AIM OF THE TASK:
Copy each line containing the word "React" from the records that follow, please.

DATA SUPPLIED:
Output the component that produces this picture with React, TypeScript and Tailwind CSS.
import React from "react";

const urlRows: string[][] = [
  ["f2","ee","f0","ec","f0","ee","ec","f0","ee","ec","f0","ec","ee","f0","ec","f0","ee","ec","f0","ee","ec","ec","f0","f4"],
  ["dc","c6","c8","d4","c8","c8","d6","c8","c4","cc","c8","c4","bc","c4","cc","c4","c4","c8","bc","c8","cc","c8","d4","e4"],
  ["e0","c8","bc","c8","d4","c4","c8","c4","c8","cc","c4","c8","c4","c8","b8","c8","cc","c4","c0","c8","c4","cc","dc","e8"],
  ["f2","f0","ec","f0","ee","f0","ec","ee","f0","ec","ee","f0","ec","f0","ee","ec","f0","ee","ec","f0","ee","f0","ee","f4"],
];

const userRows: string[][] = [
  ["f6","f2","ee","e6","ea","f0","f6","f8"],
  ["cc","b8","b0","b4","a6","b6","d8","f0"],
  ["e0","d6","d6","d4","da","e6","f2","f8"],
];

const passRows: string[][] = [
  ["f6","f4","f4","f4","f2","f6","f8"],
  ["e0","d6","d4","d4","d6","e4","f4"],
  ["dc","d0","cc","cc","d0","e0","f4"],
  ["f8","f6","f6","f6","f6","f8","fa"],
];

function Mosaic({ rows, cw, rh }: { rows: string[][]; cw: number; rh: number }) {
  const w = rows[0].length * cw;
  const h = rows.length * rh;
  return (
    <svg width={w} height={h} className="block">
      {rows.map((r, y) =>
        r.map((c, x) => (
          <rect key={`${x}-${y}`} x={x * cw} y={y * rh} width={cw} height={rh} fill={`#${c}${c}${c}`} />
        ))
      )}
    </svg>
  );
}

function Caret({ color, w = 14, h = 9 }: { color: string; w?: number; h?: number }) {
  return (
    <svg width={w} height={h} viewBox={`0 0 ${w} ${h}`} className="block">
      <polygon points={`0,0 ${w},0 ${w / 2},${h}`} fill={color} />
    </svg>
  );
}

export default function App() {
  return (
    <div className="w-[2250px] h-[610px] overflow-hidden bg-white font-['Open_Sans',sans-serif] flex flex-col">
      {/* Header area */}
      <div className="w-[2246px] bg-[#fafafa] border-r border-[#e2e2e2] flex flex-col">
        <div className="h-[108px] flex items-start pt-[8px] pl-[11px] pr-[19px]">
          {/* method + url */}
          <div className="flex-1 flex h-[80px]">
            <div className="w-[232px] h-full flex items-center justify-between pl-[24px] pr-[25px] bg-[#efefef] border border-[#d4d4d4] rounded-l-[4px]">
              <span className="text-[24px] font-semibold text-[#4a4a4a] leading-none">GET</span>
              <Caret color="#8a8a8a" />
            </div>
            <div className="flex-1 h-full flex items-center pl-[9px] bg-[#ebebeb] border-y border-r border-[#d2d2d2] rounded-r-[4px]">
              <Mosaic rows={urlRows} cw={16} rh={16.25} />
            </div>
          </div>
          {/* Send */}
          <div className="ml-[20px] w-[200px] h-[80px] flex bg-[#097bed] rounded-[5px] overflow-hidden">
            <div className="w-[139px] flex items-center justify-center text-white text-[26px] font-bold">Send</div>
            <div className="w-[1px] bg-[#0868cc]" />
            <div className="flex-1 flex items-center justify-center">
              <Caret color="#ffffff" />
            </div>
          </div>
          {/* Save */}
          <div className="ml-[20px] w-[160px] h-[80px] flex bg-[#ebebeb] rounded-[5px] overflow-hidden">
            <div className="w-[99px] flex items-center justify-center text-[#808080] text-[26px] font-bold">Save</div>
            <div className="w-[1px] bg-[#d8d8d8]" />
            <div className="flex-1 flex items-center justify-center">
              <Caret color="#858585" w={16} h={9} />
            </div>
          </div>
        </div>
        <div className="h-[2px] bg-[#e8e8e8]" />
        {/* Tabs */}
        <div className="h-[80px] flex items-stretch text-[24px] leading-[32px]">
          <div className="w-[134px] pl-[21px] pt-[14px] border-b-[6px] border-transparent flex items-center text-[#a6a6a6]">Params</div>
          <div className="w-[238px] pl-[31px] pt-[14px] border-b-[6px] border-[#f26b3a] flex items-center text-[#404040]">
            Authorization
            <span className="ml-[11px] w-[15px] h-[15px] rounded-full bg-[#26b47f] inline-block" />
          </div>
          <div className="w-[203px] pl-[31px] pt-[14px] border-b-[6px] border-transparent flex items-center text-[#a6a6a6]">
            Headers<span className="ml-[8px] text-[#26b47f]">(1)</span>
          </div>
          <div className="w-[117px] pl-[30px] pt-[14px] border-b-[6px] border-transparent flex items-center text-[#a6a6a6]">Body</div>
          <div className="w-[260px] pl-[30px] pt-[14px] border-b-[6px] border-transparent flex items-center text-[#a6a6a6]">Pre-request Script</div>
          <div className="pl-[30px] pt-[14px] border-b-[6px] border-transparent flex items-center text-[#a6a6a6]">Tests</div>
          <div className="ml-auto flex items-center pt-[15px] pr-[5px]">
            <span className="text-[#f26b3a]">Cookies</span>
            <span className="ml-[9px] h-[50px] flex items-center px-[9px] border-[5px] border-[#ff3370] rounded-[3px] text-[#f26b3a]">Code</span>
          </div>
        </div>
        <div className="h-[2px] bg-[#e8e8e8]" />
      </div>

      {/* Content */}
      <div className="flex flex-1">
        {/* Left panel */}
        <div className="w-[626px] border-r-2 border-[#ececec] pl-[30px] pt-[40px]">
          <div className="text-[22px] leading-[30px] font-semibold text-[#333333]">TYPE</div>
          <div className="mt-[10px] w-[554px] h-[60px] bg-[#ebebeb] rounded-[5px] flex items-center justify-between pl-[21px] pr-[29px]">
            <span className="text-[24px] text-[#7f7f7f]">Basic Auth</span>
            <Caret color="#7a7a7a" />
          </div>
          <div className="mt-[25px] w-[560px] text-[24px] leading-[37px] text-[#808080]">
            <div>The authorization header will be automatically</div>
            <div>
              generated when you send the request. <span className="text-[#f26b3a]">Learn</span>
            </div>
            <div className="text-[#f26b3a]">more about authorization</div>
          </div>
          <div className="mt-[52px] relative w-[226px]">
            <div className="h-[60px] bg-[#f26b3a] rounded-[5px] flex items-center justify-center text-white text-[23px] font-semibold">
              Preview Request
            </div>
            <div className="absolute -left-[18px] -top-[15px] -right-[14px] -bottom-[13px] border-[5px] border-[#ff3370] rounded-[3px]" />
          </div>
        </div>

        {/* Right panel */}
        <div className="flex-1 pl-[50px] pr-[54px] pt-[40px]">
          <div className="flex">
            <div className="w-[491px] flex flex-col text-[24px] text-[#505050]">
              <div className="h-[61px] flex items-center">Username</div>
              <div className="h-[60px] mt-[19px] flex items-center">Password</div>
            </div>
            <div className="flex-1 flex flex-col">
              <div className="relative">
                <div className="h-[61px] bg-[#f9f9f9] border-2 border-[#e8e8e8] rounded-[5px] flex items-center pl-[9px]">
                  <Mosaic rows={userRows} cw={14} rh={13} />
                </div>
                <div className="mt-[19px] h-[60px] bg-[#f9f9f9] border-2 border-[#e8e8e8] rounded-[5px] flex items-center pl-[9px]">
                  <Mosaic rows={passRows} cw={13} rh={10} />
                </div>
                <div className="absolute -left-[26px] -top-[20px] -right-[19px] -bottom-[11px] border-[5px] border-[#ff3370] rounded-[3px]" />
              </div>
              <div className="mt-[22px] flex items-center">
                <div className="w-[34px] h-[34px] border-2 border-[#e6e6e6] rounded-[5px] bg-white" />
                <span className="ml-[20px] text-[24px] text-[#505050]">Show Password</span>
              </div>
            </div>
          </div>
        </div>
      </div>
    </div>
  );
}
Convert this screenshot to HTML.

TASK ANSWER:
Output the component that produces this picture with React, TypeScript and Tailwind CSS.
import React from "react";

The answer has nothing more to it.